No duermo bien, paso la mayor parte de la noche pensando en como escapar si aquel hotel sale ardiendo. Me despierto temprano y llamo a casa, las niñas se están levantando para ir al colegio. Salgo a la calle y una niebla espesa deja a la ciudad gris y mojada. Hace frío, cero grados centígrados. En un bar me ponen dos churros fríos con un café descafeinado. Ante el exiguo desayuno decido entrar en otro local situado frente al museo del Prado del que solo distingo a través de la niebla alguna arista grisacea de su arquitectura. Camino delante del ministerio de Sanidad, imponente edificio de muchas plantas, serio y sin ningún tipo de coqueteo con la vanidad. Me pregunto que es lo que hacen allí tantos funcionarios, a los que observo en sus despachos iluminados por luz eléctrica, si casi todas las competencias están cedidas a las autonomías.
Me largo a realizar un par de encargos. Sorprendentemente llego a mi destino sin problemas y sin hacer preguntas. En el centro me acerco hasta la Puerta del Sol, calle Preciados, muy cerca está el hotel Regente donde me alojé con mis padres en el primer viaje que hice a Madrid siendo todavía un niño. Antes de llegar a la Gran Vía me encuentro con una caseta que están construyendo con porquería encontrada en las playas de todo el mundo. Es lo suficientemente grande como para guardar un par de tractrores, pretenden salvar nuestros mares moviendo las conciencias de los transeuntes. A mí me parecen caprichos de gente desahogada y aburrida.
Está bonito Madrid, me gusta, vuelvo por el Paseo del Prado, paso por delante del hotel Ritz donde dos porteros ataviados con capa y sombrero despiden en un inglés fluido a un par de huéspedes.

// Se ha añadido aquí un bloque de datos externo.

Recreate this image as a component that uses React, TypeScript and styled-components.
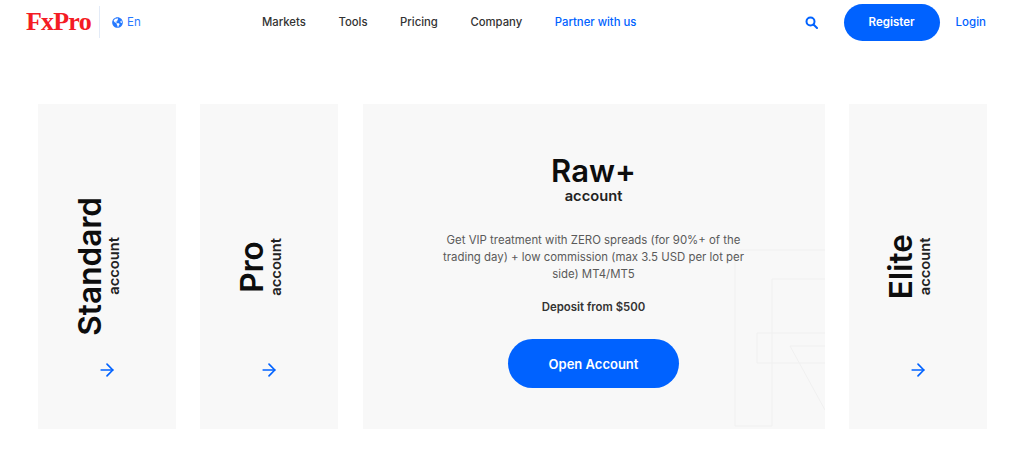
import { FC } from 'react'
import styled, { createGlobalStyle } from 'styled-components'
import { ArrowRight } from 'lucide-react'
import { FaGlobeAmericas } from 'react-icons/fa'

const BLUE = '#0062ff'

const GlobalStyle = createGlobalStyle`
  html, body {
    margin: 0;
    padding: 0;
    background: #fff;
    font-family: Inter, "Liberation Sans", sans-serif;
    color: #111;
  }
  * { box-sizing: border-box; }
`

const Page = styled.div`
  width: 1024px;
  height: 474px;
  overflow: hidden;
`

const Header = styled.header`
  display: flex;
  align-items: center;
  height: 43px;
  padding: 1px 38px 0 26px;
`

const Logo = styled.a`
  width: 74px;
  height: 32px;
  display: flex;
  align-items: center;
  border-right: 1px solid #e3ebf7;
  font-family: "Liberation Serif", serif;
  font-weight: 700;
  font-size: 26px;
  letter-spacing: -0.8px;
  color: #f41c24;
`

const Lang = styled.a`
  display: flex;
  align-items: center;
  gap: 4px;
  margin-left: 12px;
  width: 150px;
  font-size: 11.5px;
  color: ${BLUE};
  opacity: 0.85;
`

const Nav = styled.nav`
  display: flex;
  gap: 32.6px;
`

const NavLink = styled.a<{ $accent?: boolean }>`
  font-size: 11.3px;
  font-weight: 500;
  color: ${(p) => (p.$accent ? BLUE : '#333')};
`

const Actions = styled.div`
  display: flex;
  align-items: center;
  margin-left: auto;
`

const SearchIcon = styled.svg`
  width: 13px;
  height: 13px;
  margin-right: 26px;
`

const RegisterButton = styled.button`
  width: 96px;
  height: 37px;
  border: 0;
  border-radius: 19px;
  background: ${BLUE};
  color: #fff;
  font-family: inherit;
  font-size: 11.5px;
  font-weight: 600;
`

const LoginLink = styled.a`
  margin-left: 16px;
  font-size: 11.5px;
  font-weight: 500;
  color: ${BLUE};
`

const Cards = styled.main`
  display: flex;
  gap: 24px;
  height: 325px;
  margin: 61px 0 0 38px;
`

const Card = styled.a`
  flex: 0 0 138px;
  display: grid;
  grid-template-rows: 1fr auto 1fr;
  justify-items: center;
  background: #f8f8f8;
`

const SideHeading = styled.div`
  grid-row: 2;
  display: flex;
  align-items: center;
  margin-right: 18px;
  writing-mode: vertical-rl;
  transform: rotate(180deg);
  flex-direction: column;
  gap: 2px;
`

const SideTitle = styled.span`
  font-size: 31.6px;
  line-height: 30px;
  font-weight: 600;
  color: #0d0d0d;
`

const SideSub = styled.span`
  font-size: 14.7px;
  line-height: 14px;
  font-weight: 600;
  color: #222;
`

const SideArrow = styled(ArrowRight)`
  grid-row: 3;
  align-self: end;
  margin-bottom: 49px;
  color: ${BLUE};
`

const ActiveCard = styled.section`
  position: relative;
  flex: 0 0 462px;
  margin-left: 1px;
  display: flex;
  flex-direction: column;
  align-items: center;
  padding: 49px 1px 0 0;
  background: #f8f8f8;
  overflow: hidden;
`

const Watermark = styled.svg`
  position: absolute;
  left: 0;
  top: 0;
  width: 462px;
  height: 325px;
  fill: none;
  stroke: #f0f0f0;
  stroke-width: 1;
`

const ActiveTitle = styled.h2`
  position: relative;
  margin: 0;
  font-size: 31px;
  line-height: 36px;
  font-weight: 600;
  color: #0d0d0d;
`

const ActiveSub = styled.div`
  position: relative;
  font-size: 14.7px;
  line-height: 14px;
  font-weight: 600;
  color: #222;
`

const Description = styled.p`
  position: relative;
  width: 310px;
  margin: 29px 0 0;
  text-align: center;
  font-size: 11.4px;
  line-height: 17px;
  color: #5a5a5a;
`

const Deposit = styled.div`
  position: relative;
  margin-top: 16px;
  font-size: 11.4px;
  line-height: 17px;
  font-weight: 600;
  color: #333;
`

const OpenButton = styled.button`
  position: relative;
  width: 171px;
  height: 49px;
  margin-top: 23px;
  border: 0;
  border-radius: 25px;
  background: ${BLUE};
  color: #fff;
  font-family: inherit;
  font-size: 13px;
  font-weight: 600;
`

const SideCard: FC<{ title: string }> = ({ title }) => (
  <Card>
    <SideHeading>
      <SideTitle>{title}</SideTitle>
      <SideSub>account</SideSub>
    </SideHeading>
    <SideArrow size={20} strokeWidth={2} />
  </Card>
)

const App: FC = () => (
  <Page>
    <GlobalStyle />
    <Header>
      <Logo>FxPro</Logo>
      <Lang>
        <FaGlobeAmericas size={11} />
        En
      </Lang>
      <Nav>
        <NavLink>Markets</NavLink>
        <NavLink>Tools</NavLink>
        <NavLink>Pricing</NavLink>
        <NavLink>Company</NavLink>
        <NavLink $accent>Partner with us</NavLink>
      </Nav>
      <Actions>
        <SearchIcon viewBox="0 0 13 13" fill="none" stroke={BLUE} strokeWidth="2">
          <circle cx="5.5" cy="5.5" r="4" />
          <path d="M8.5 8.5 12 12" strokeLinecap="round" />
        </SearchIcon>
        <RegisterButton>Register</RegisterButton>
        <LoginLink>Login</LoginLink>
      </Actions>
    </Header>
    <Cards>
      <SideCard title="Standard" />
      <SideCard title="Pro" />
      <ActiveCard>
        <Watermark viewBox="0 0 462 325">
          <path d="M372 146V322H409V175H462" />
          <path d="M372 146H462" />
          <path d="M394 229H462M394 229V259H462" />
          <path d="M427 242H462M427 242 462 306" />
        </Watermark>
        <ActiveTitle>Raw+</ActiveTitle>
        <ActiveSub>account</ActiveSub>
        <Description>
          Get VIP treatment with ZERO spreads (for 90%+ of the trading day) + low commission (max 3.5 USD per lot per
          side) MT4/MT5
        </Description>
        <Deposit>Deposit from $500</Deposit>
        <OpenButton>Open Account</OpenButton>
      </ActiveCard>
      <SideCard title="Elite" />
    </Cards>
  </Page>
)

export default App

Frente por frente el Palace y más adelante la Bolsa. Frente a ella una sucursal del banco donde atesoro mis miserias financieras. Pido un extracto de la cuenta después de quedar encajonado entre las dos puertas al tiempo que una voz me pide que deposite los objetos metálicos en el exterior. Salgo miro el edificio de la Bolsa y dejo para otro día invertir dado el estado en el que se encuentran mis ahorros.
Faltan unos minutos para la una de la tarde, hora en la que quedé con mi agente. Es casi como una cita a ciegas, ella no me conoce físicamente, yo a ella por fotos. Después de un rato de espera por fin distingo una cara que que me resulta familiar, nos damos un par de besos y entramos en un bar, ella toma un vino y yo una cerveza. Hablamos de diversos temas, de lo complicado que está publicar, de cómo las editoriales están apostando muy poco por los noveles y van solo a lo seguro. A pesar de todo Ediciones B ha aceptado leer mi manuscrito, sin embargo no garantiza nada y lo más probable es que tengamos que apostar por editoriales más pequeñas. En un momento de la conversación me comenta algo de los anticipos, no tenía ni idea de que los noveles también tenemos anticipos, es una suma pequeña pero me suena muy bien. Con disimulo acaricio el extracto de la cuenta que guardé en el bolsillo de la camisa.
Después de una hora se tiene que ir, nos despedimos y le digo que espero verla pronto para firmar el contrato, me responde que no es necesario que me traslade, lo podemos hacer a distancia, le digo que prefiero volver y es que Madrid me ha vuelto a cautivar con esa mezcla de urbe cosmopolita y ciudad de provincias.
En dos horas sale mi tren de vuelta. Almuerzo en un restaurante de Atocha.